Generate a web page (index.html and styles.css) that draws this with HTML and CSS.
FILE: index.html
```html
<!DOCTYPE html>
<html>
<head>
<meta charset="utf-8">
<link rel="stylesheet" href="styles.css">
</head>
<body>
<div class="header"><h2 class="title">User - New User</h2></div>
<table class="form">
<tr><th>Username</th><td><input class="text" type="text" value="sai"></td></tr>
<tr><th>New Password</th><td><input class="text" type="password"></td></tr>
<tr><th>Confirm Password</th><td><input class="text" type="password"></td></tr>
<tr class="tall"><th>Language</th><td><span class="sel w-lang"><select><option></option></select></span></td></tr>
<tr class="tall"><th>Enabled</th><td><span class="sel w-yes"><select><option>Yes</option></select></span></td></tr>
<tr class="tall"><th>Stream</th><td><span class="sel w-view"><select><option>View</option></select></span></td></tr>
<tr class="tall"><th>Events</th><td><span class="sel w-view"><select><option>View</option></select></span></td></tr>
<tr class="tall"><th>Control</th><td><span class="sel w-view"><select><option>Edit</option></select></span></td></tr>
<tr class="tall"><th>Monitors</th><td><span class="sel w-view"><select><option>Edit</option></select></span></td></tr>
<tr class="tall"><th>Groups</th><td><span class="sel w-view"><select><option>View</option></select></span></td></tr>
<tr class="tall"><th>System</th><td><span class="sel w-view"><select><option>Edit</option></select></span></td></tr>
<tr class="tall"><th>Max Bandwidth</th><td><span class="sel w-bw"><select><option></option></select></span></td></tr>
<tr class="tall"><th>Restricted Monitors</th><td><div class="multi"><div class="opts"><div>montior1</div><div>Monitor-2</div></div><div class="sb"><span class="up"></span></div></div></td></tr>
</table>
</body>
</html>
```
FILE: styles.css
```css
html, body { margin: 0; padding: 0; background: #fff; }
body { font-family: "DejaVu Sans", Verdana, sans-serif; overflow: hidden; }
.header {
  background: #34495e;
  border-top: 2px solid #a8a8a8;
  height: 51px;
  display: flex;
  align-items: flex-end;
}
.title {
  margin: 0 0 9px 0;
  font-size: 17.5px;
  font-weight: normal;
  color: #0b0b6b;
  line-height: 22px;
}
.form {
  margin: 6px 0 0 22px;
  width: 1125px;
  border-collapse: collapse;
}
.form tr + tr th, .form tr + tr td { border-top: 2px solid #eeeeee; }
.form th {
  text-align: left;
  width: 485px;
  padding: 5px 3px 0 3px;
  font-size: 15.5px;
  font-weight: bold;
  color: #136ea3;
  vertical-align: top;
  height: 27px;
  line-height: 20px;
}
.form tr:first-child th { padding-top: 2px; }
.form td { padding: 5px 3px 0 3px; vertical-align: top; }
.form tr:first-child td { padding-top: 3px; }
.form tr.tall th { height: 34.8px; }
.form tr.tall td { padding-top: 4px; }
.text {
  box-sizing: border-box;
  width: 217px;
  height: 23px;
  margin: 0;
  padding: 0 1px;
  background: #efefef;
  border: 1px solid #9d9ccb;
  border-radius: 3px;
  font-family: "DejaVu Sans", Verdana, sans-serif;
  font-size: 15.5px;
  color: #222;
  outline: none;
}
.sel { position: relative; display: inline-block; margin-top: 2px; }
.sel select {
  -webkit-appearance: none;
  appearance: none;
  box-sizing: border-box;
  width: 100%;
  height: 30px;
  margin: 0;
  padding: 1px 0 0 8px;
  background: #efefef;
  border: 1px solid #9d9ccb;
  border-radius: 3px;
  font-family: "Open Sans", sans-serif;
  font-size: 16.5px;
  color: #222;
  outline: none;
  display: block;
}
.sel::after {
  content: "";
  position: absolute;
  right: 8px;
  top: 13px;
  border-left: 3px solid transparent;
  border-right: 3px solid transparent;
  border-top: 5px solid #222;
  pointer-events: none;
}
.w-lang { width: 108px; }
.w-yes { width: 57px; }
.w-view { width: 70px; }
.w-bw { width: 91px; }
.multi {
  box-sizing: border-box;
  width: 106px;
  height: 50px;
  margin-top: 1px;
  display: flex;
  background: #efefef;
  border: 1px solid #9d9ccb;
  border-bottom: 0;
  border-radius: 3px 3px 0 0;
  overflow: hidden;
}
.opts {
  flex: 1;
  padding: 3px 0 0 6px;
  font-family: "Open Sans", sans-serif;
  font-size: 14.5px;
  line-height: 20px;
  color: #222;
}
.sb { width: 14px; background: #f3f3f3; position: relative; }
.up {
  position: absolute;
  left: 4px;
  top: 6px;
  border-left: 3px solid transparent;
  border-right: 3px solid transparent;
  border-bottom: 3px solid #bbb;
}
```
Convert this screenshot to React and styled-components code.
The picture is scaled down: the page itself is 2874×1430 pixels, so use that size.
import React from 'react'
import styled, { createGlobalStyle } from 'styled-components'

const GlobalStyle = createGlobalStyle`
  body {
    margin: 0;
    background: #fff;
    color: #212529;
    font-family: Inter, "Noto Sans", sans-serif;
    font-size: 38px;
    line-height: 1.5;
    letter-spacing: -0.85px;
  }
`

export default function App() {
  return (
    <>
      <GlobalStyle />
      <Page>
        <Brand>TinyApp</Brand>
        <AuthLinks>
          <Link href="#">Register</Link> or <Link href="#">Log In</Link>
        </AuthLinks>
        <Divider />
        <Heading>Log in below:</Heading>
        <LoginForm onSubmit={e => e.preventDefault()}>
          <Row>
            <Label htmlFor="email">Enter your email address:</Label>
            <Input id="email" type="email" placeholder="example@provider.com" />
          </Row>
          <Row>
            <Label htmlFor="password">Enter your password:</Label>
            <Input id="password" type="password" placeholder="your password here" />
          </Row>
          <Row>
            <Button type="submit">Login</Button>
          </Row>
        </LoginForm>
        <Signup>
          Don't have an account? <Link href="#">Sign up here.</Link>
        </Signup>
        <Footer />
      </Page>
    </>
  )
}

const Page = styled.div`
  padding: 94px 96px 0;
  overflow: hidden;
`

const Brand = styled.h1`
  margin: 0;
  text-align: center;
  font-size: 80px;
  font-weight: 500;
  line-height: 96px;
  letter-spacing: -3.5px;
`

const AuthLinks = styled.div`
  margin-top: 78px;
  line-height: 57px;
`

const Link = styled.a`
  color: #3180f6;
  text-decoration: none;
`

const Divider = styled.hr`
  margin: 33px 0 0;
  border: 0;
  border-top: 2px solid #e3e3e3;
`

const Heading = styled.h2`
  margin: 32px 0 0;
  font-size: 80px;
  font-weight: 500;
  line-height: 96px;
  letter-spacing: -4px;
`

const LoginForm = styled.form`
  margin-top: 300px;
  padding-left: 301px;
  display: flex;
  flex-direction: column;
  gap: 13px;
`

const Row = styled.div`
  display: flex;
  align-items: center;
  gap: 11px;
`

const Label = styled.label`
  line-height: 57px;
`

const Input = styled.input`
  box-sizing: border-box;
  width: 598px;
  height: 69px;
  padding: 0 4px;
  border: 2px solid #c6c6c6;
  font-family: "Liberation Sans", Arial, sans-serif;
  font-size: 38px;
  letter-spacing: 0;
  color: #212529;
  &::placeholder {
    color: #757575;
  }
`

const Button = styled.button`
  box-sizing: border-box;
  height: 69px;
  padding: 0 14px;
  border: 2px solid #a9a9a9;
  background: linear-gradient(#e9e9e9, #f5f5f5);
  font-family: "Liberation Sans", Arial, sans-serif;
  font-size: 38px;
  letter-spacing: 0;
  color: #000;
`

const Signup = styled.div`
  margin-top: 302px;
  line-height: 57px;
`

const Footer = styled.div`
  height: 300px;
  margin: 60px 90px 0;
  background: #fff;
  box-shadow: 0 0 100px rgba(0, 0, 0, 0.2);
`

________________________

▶ **TO DO**
Which lines hold the word "index"? Copy all of them.

▶ **EXERCISE OUTPUT**
Generate a web page (index.html and styles.css) that draws this with HTML and CSS.
FILE: index.html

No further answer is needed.